[Front-end source files]
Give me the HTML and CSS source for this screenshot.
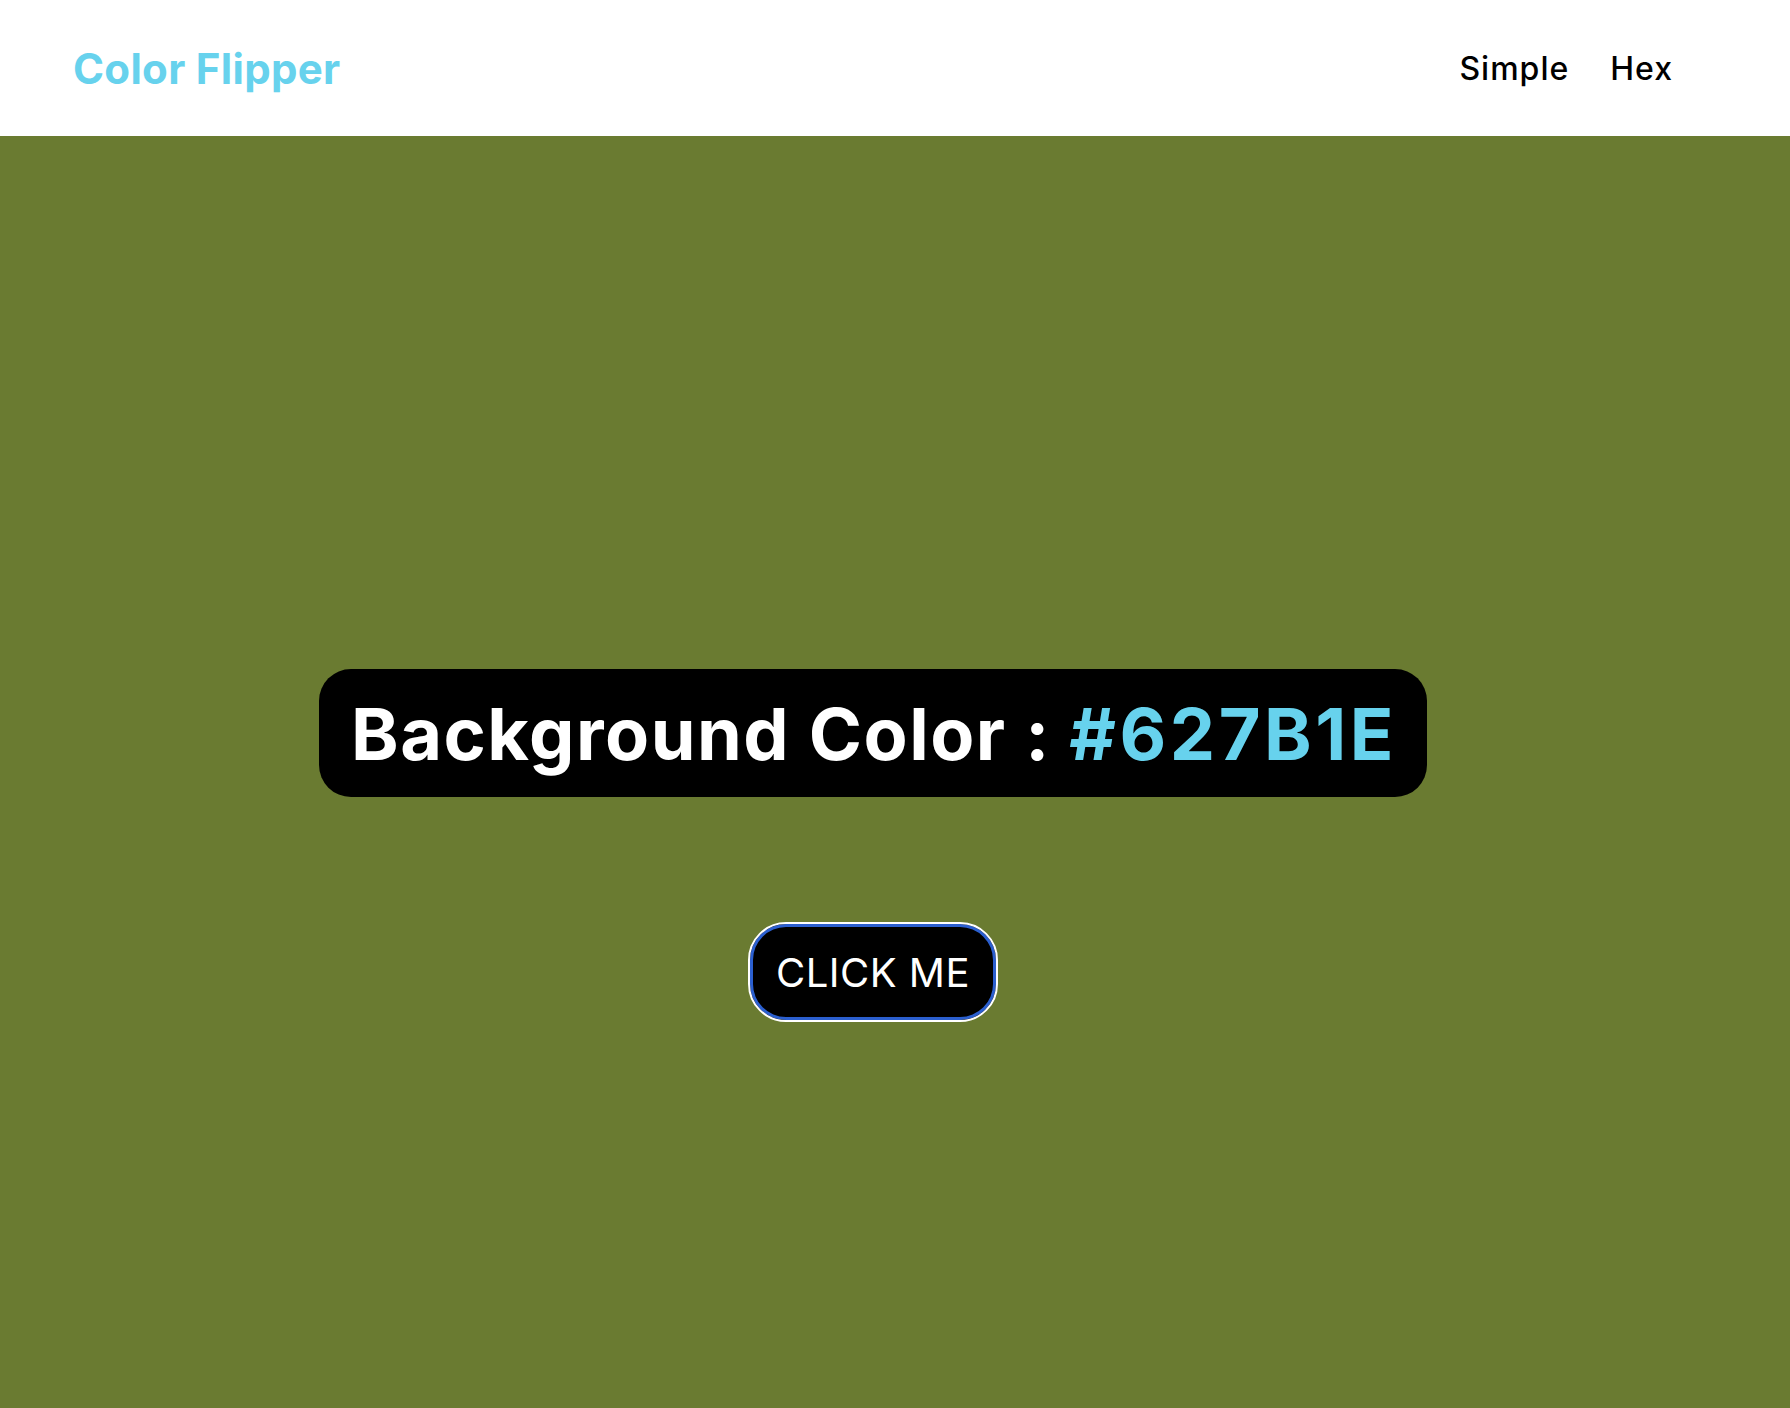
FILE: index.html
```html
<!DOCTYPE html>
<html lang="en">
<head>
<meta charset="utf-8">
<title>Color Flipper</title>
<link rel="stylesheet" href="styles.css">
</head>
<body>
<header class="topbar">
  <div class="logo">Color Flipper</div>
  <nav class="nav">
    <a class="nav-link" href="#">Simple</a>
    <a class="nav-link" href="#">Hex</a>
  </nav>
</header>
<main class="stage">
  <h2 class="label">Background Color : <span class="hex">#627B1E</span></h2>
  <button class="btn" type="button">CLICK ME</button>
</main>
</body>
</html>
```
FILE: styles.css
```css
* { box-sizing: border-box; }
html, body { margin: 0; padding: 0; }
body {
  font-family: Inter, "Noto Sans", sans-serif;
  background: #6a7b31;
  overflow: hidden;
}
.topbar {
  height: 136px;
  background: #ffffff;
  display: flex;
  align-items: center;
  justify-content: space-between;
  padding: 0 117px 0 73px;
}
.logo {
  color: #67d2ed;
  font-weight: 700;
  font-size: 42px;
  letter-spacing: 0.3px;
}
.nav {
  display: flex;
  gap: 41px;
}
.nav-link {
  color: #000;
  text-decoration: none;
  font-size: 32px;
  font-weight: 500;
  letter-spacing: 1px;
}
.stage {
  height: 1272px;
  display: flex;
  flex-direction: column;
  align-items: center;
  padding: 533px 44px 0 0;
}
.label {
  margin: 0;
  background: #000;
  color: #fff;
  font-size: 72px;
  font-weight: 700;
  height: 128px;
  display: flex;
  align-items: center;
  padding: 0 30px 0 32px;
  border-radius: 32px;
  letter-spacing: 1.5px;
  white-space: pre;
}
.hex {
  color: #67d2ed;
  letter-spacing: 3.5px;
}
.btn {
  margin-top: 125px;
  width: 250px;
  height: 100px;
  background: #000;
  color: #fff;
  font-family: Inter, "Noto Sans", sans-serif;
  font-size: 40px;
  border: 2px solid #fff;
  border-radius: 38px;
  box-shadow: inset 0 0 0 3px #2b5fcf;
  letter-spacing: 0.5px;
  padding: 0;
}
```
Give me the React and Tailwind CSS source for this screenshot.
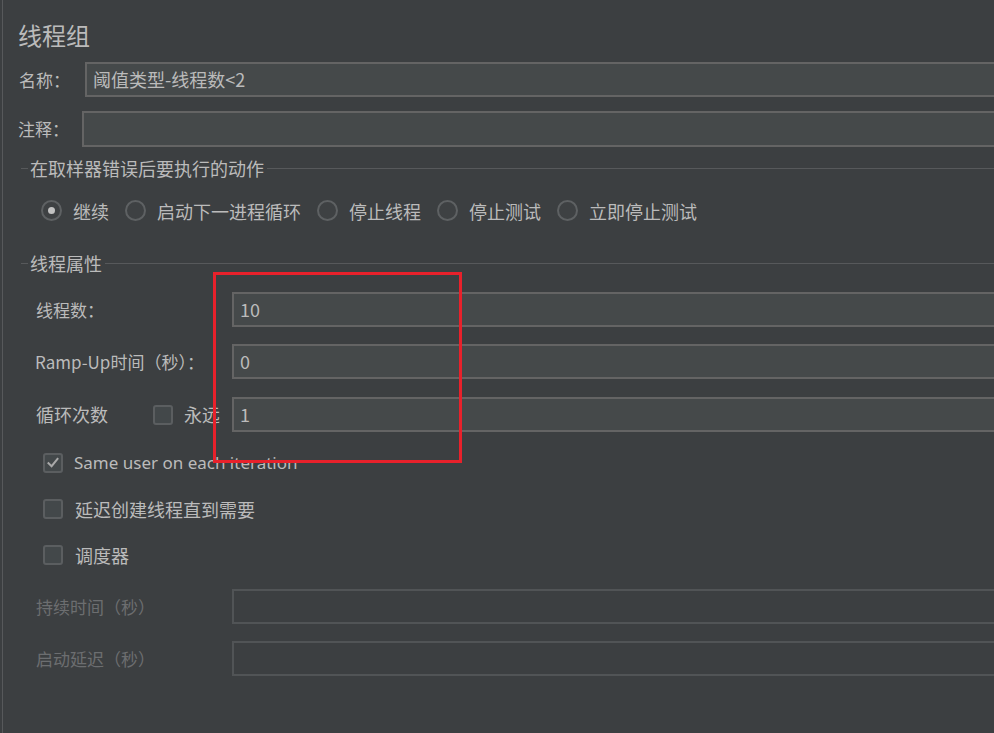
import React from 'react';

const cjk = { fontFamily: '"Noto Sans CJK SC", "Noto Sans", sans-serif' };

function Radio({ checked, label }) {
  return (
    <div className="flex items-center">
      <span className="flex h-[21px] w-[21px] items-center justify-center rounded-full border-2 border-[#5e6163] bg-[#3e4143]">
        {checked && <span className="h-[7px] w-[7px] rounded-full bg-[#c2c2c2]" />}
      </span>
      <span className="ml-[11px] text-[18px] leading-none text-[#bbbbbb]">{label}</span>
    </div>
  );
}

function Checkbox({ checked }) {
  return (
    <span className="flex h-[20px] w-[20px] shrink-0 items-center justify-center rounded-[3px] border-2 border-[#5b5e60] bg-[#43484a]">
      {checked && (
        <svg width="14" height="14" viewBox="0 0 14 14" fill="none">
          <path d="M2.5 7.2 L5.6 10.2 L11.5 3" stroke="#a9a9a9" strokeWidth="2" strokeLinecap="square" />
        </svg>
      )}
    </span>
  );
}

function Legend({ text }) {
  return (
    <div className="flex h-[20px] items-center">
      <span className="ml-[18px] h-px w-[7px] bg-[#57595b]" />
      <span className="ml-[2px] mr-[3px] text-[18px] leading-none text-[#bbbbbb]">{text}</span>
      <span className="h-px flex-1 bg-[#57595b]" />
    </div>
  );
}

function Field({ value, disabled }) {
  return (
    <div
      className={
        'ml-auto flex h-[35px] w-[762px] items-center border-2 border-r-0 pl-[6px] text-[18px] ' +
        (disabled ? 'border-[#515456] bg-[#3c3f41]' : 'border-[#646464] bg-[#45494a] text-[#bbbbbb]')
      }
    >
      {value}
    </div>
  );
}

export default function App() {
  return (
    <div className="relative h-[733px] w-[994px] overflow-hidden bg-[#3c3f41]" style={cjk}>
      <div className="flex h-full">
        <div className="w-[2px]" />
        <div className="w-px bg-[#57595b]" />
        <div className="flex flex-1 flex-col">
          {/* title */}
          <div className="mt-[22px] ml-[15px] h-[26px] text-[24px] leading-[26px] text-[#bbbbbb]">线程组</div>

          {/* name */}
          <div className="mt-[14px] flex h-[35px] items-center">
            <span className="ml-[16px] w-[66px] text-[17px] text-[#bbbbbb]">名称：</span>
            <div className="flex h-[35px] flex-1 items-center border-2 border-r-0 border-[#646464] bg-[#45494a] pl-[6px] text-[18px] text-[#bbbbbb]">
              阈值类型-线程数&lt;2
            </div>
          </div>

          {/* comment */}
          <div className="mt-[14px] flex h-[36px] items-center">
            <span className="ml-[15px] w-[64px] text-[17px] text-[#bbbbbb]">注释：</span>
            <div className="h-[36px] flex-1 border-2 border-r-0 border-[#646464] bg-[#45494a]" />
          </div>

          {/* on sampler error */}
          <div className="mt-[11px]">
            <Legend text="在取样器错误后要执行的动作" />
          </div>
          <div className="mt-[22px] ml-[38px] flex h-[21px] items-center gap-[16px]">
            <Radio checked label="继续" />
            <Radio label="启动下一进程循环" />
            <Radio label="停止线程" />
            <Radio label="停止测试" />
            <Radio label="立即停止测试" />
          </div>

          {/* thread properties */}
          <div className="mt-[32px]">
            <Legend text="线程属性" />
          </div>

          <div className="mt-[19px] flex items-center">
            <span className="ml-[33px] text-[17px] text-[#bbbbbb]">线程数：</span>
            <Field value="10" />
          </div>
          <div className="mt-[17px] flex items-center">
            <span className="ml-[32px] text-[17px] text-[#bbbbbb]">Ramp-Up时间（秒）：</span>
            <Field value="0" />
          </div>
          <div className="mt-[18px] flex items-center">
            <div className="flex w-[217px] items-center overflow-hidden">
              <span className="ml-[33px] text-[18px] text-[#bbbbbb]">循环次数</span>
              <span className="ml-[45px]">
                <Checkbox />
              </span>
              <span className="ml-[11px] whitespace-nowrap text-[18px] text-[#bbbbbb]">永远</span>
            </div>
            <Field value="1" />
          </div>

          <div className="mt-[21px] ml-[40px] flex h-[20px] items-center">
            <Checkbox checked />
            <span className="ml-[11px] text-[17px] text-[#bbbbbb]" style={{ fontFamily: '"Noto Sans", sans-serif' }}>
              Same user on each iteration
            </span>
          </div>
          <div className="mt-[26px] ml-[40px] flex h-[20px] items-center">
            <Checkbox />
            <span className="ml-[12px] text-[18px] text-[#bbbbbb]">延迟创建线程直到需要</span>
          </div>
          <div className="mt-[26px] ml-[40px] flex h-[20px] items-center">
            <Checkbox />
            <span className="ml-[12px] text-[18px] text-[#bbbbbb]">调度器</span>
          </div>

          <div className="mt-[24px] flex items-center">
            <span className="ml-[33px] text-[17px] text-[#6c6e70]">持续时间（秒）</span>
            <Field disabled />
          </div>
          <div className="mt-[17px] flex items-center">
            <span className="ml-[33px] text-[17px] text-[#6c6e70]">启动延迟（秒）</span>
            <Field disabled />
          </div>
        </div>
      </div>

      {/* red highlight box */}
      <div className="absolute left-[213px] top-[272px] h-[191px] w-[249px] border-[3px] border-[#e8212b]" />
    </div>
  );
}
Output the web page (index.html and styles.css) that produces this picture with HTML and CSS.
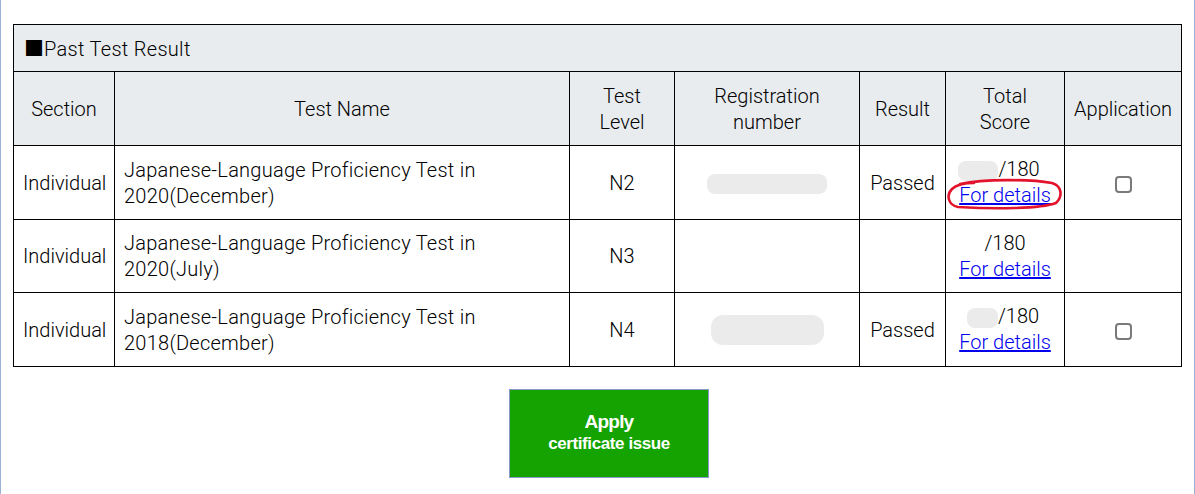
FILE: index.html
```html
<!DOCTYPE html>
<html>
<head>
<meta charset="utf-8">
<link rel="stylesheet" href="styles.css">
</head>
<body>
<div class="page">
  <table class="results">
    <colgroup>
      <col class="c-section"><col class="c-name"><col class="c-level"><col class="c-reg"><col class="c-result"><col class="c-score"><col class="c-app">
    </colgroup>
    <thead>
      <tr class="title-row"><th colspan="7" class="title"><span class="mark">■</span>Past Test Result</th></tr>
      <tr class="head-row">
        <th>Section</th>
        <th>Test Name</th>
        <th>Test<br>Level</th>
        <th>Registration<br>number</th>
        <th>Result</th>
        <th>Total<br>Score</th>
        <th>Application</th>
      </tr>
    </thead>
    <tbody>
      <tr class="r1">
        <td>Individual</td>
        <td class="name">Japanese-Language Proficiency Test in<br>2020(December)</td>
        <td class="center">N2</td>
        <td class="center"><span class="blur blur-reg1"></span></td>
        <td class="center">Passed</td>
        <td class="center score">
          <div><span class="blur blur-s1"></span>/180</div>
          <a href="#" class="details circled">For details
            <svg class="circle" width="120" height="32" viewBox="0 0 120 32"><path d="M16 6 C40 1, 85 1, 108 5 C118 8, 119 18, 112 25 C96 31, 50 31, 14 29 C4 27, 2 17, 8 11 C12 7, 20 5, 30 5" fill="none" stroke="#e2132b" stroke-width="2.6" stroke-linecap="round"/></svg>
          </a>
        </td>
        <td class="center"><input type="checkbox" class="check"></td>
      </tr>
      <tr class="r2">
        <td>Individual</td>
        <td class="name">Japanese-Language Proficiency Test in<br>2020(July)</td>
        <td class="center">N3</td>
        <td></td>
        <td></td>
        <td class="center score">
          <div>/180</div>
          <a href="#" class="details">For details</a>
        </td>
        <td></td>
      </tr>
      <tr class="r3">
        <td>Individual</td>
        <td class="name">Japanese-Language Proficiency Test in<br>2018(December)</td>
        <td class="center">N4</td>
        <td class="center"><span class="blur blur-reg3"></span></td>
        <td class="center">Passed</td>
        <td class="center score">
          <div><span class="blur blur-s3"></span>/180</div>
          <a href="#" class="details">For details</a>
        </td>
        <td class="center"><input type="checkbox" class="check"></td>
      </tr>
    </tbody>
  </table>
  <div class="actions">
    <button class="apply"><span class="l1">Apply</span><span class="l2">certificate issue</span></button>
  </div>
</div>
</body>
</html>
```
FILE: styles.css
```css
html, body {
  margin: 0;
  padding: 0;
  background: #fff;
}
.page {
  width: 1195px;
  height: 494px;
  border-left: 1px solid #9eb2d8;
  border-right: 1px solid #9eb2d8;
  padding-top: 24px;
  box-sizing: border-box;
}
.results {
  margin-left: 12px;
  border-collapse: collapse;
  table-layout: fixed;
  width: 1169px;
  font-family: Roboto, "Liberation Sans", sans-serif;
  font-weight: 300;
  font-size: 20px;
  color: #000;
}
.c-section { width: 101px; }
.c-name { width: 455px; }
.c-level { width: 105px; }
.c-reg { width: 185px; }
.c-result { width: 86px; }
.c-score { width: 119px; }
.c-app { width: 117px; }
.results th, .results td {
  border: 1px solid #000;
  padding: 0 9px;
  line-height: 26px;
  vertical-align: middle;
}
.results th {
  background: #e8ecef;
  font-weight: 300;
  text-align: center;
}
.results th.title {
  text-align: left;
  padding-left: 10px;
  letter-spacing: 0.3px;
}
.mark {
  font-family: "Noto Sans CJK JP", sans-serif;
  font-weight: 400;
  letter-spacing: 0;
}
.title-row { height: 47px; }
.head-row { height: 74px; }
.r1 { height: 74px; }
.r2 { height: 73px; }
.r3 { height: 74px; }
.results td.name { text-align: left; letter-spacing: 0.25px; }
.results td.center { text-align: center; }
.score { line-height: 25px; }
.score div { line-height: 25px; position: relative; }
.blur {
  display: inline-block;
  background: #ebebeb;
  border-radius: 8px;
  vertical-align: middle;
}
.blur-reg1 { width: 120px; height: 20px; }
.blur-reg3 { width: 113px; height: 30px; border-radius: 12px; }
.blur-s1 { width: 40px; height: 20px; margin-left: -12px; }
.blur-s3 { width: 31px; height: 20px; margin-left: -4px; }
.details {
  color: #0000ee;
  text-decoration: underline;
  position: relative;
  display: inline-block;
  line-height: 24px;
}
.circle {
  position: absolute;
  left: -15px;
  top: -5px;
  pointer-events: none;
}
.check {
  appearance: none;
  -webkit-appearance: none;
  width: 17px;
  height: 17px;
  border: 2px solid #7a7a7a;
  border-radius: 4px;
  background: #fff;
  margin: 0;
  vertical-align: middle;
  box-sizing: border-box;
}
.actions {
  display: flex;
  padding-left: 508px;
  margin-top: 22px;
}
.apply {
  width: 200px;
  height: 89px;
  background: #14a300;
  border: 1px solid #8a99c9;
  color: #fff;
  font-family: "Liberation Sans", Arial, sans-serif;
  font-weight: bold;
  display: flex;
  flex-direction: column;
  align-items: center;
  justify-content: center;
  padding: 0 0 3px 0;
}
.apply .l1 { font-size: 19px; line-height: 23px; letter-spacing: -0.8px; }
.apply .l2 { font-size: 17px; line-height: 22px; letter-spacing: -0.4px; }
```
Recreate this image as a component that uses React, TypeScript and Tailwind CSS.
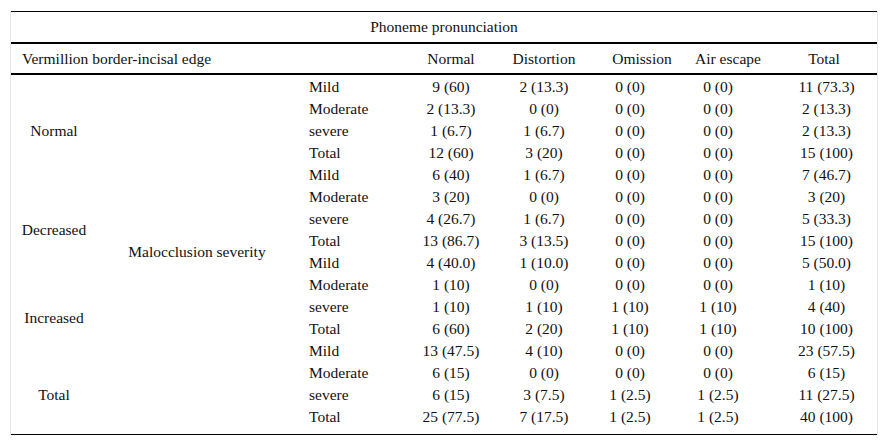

### WHAT YOU ARE ASKED TO DO
Only lines with the word "that" are wanted, so copy each one from the records.

### ANSWER TO THE TASK
Output the web page (index.html and styles.css) that produces this picture with HTML and CSS.
Recreate this image as a component that uses React, TypeScript and Tailwind CSS.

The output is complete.